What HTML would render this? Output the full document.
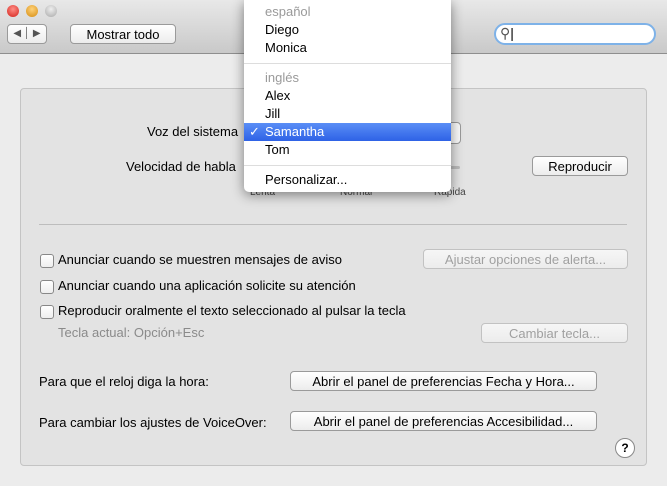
<!DOCTYPE html><html><head><style>
body{margin:0;width:667px;height:486px;background:#ececec;font-family:"Liberation Sans",sans-serif;font-size:13px;color:#000;position:relative;overflow:hidden}
.a{position:absolute;white-space:nowrap}
.tb{position:absolute;left:0;top:0;width:667px;height:53px;background:linear-gradient(#e8e8e8,#c9c9c9);border-bottom:1px solid #8e8e8e}
.btn{position:absolute;height:20px;border:1px solid #9a9a9a;border-radius:4px;background:linear-gradient(#fff,#ececec);text-align:center;line-height:20px;box-sizing:border-box;font-size:13px}
.dis{color:#a0a0a0;border-color:#c2c2c2;background:linear-gradient(#f6f6f6,#ececec)}
.cb{position:absolute;width:12px;height:12px;border:1px solid #888;border-radius:3px;background:linear-gradient(#fff,#eee)}
.dot{position:absolute;width:12px;height:12px;border-radius:50%;top:5px}
.m{position:absolute;left:244px;top:0;width:207px;height:192px;background:#fff;border-radius:0 0 5px 5px;box-shadow:0 3px 12px rgba(0,0,0,.45)}
.mi{position:absolute;left:21px}
.sep{position:absolute;left:0;width:207px;height:1px;background:#ddd}
</style></head><body>
<div class="tb"></div>
<div class="dot" style="left:7px;background:radial-gradient(circle at 50% 35%,#ff8d85,#d3221b)"></div>
<div class="dot" style="left:26px;background:radial-gradient(circle at 50% 35%,#ffd27a,#d58c10)"></div>
<div class="dot" style="left:45px;background:radial-gradient(circle at 50% 35%,#eee,#a9a9a9)"></div>
<div class="btn" style="left:7px;top:24px;width:40px;color:#555;font-size:10px;line-height:18px">◀ │ ▶</div>
<div class="btn" style="left:70px;top:24px;width:106px">Mostrar todo</div>
<div class="a" style="left:494px;top:23px;width:162px;height:22px;border-radius:12px;border:2px solid #7eb2e8;background:#fff;box-sizing:border-box"></div>
<div class="a" style="left:500px;top:25px;font-size:14px;color:#555">⚲<span style="color:#000;font-size:14px">|</span></div>
<div class="a" style="left:20px;top:88px;width:627px;height:378px;background:#e3e3e3;border:1px solid #c4c4c4;border-radius:4px;box-sizing:border-box"></div>
<div class="a" style="left:147px;top:124px">Voz del sistema</div>
<div class="a" style="left:440px;top:122px;width:19px;height:20px;border:1px solid #9a9a9a;border-radius:4px;background:#fafafa"></div>
<div class="a" style="left:126px;top:159px">Velocidad de habla</div>
<div class="a" style="left:440px;top:166px;width:20px;height:3px;background:#bbb;border-radius:2px"></div>
<div class="a" style="left:250px;top:187px;font-size:10px;color:#444">Lenta</div>
<div class="a" style="left:340px;top:187px;font-size:10px;color:#444">Normal</div>
<div class="a" style="left:434px;top:187px;font-size:10px;color:#444">Rápida</div>
<div class="btn" style="left:532px;top:156px;width:96px">Reproducir</div>
<div class="a" style="left:39px;top:224px;width:588px;height:1px;background:#bdbdbd"></div>
<div class="cb" style="left:40px;top:254px"></div><div class="a" style="left:58px;top:252px">Anunciar cuando se muestren mensajes de aviso</div>
<div class="btn dis" style="left:423px;top:249px;width:205px">Ajustar opciones de alerta...</div>
<div class="cb" style="left:40px;top:280px"></div><div class="a" style="left:58px;top:278px">Anunciar cuando una aplicación solicite su atención</div>
<div class="cb" style="left:40px;top:305px"></div><div class="a" style="left:58px;top:303px">Reproducir oralmente el texto seleccionado al pulsar la tecla</div>
<div class="a" style="left:58px;top:325px;color:#8a8a8a">Tecla actual: Opción+Esc</div>
<div class="btn dis" style="left:481px;top:323px;width:147px">Cambiar tecla...</div>
<div class="a" style="left:39px;top:374px">Para que el reloj diga la hora:</div>
<div class="btn" style="left:290px;top:371px;width:307px">Abrir el panel de preferencias Fecha y Hora...</div>
<div class="a" style="left:39px;top:415px">Para cambiar los ajustes de VoiceOver:</div>
<div class="btn" style="left:290px;top:411px;width:307px">Abrir el panel de preferencias Accesibilidad...</div>
<div class="a" style="left:615px;top:438px;width:18px;height:18px;border:1px solid #888;border-radius:50%;background:#fff;text-align:center;line-height:18px;font-weight:bold;font-size:12px">?</div>
<div class="m">
<div class="mi" style="top:4px;color:#9a9a9a">español</div>
<div class="mi" style="top:22px">Diego</div>
<div class="mi" style="top:40px">Monica</div>
<div class="sep" style="top:63px"></div>
<div class="mi" style="top:70px;color:#9a9a9a">inglés</div>
<div class="mi" style="top:88px">Alex</div>
<div class="mi" style="top:106px">Jill</div>
<div class="a" style="left:0;top:123px;width:207px;height:18px;background:linear-gradient(#5a8ef6,#2e62e6)"></div>
<div class="a" style="left:5px;top:124px;color:#fff">✓</div>
<div class="mi" style="top:124px;color:#fff">Samantha</div>
<div class="mi" style="top:142px">Tom</div>
<div class="sep" style="top:165px"></div>
<div class="mi" style="top:172px">Personalizar...</div>
</div>
</body></html>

==============================

What the task asks – Return to the listing above and set it down exactly, leaving out its pictures.

Exercise answer –
What HTML would render this? Output the full document.
<!DOCTYPE html><html><head><style>
body{margin:0;width:667px;height:486px;background:#ececec;font-family:"Liberation Sans",sans-serif;font-size:13px;color:#000;position:relative;overflow:hidden}
.a{position:absolute;white-space:nowrap}
.tb{position:absolute;left:0;top:0;width:667px;height:53px;background:linear-gradient(#e8e8e8,#c9c9c9);border-bottom:1px solid #8e8e8e}
.btn{position:absolute;height:20px;border:1px solid #9a9a9a;border-radius:4px;background:linear-gradient(#fff,#ececec);text-align:center;line-height:20px;box-sizing:border-box;font-size:13px}
.dis{color:#a0a0a0;border-color:#c2c2c2;background:linear-gradient(#f6f6f6,#ececec)}
.cb{position:absolute;width:12px;height:12px;border:1px solid #888;border-radius:3px;background:linear-gradient(#fff,#eee)}
.dot{position:absolute;width:12px;height:12px;border-radius:50%;top:5px}
.m{position:absolute;left:244px;top:0;width:207px;height:192px;background:#fff;border-radius:0 0 5px 5px;box-shadow:0 3px 12px rgba(0,0,0,.45)}
.mi{position:absolute;left:21px}
.sep{position:absolute;left:0;width:207px;height:1px;background:#ddd}
</style></head><body>
<div class="tb"></div>
<div class="dot" style="left:7px;background:radial-gradient(circle at 50% 35%,#ff8d85,#d3221b)"></div>
<div class="dot" style="left:26px;background:radial-gradient(circle at 50% 35%,#ffd27a,#d58c10)"></div>
<div class="dot" style="left:45px;background:radial-gradient(circle at 50% 35%,#eee,#a9a9a9)"></div>
<div class="btn" style="left:7px;top:24px;width:40px;color:#555;font-size:10px;line-height:18px">◀ │ ▶</div>
<div class="btn" style="left:70px;top:24px;width:106px">Mostrar todo</div>
<div class="a" style="left:494px;top:23px;width:162px;height:22px;border-radius:12px;border:2px solid #7eb2e8;background:#fff;box-sizing:border-box"></div>
<div class="a" style="left:500px;top:25px;font-size:14px;color:#555">⚲<span style="color:#000;font-size:14px">|</span></div>
<div class="a" style="left:20px;top:88px;width:627px;height:378px;background:#e3e3e3;border:1px solid #c4c4c4;border-radius:4px;box-sizing:border-box"></div>
<div class="a" style="left:147px;top:124px">Voz del sistema</div>
<div class="a" style="left:440px;top:122px;width:19px;height:20px;border:1px solid #9a9a9a;border-radius:4px;background:#fafafa"></div>
<div class="a" style="left:126px;top:159px">Velocidad de habla</div>
<div class="a" style="left:440px;top:166px;width:20px;height:3px;background:#bbb;border-radius:2px"></div>
<div class="a" style="left:250px;top:187px;font-size:10px;color:#444">Lenta</div>
<div class="a" style="left:340px;top:187px;font-size:10px;color:#444">Normal</div>
<div class="a" style="left:434px;top:187px;font-size:10px;color:#444">Rápida</div>
<div class="btn" style="left:532px;top:156px;width:96px">Reproducir</div>
<div class="a" style="left:39px;top:224px;width:588px;height:1px;background:#bdbdbd"></div>
<div class="cb" style="left:40px;top:254px"></div><div class="a" style="left:58px;top:252px">Anunciar cuando se muestren mensajes de aviso</div>
<div class="btn dis" style="left:423px;top:249px;width:205px">Ajustar opciones de alerta...</div>
<div class="cb" style="left:40px;top:280px"></div><div class="a" style="left:58px;top:278px">Anunciar cuando una aplicación solicite su atención</div>
<div class="cb" style="left:40px;top:305px"></div><div class="a" style="left:58px;top:303px">Reproducir oralmente el texto seleccionado al pulsar la tecla</div>
<div class="a" style="left:58px;top:325px;color:#8a8a8a">Tecla actual: Opción+Esc</div>
<div class="btn dis" style="left:481px;top:323px;width:147px">Cambiar tecla...</div>
<div class="a" style="left:39px;top:374px">Para que el reloj diga la hora:</div>
<div class="btn" style="left:290px;top:371px;width:307px">Abrir el panel de preferencias Fecha y Hora...</div>
<div class="a" style="left:39px;top:415px">Para cambiar los ajustes de VoiceOver:</div>
<div class="btn" style="left:290px;top:411px;width:307px">Abrir el panel de preferencias Accesibilidad...</div>
<div class="a" style="left:615px;top:438px;width:18px;height:18px;border:1px solid #888;border-radius:50%;background:#fff;text-align:center;line-height:18px;font-weight:bold;font-size:12px">?</div>
<div class="m">
<div class="mi" style="top:4px;color:#9a9a9a">español</div>
<div class="mi" style="top:22px">Diego</div>
<div class="mi" style="top:40px">Monica</div>
<div class="sep" style="top:63px"></div>
<div class="mi" style="top:70px;color:#9a9a9a">inglés</div>
<div class="mi" style="top:88px">Alex</div>
<div class="mi" style="top:106px">Jill</div>
<div class="a" style="left:0;top:123px;width:207px;height:18px;background:linear-gradient(#5a8ef6,#2e62e6)"></div>
<div class="a" style="left:5px;top:124px;color:#fff">✓</div>
<div class="mi" style="top:124px;color:#fff">Samantha</div>
<div class="mi" style="top:142px">Tom</div>
<div class="sep" style="top:165px"></div>
<div class="mi" style="top:172px">Personalizar...</div>
</div>
</body></html>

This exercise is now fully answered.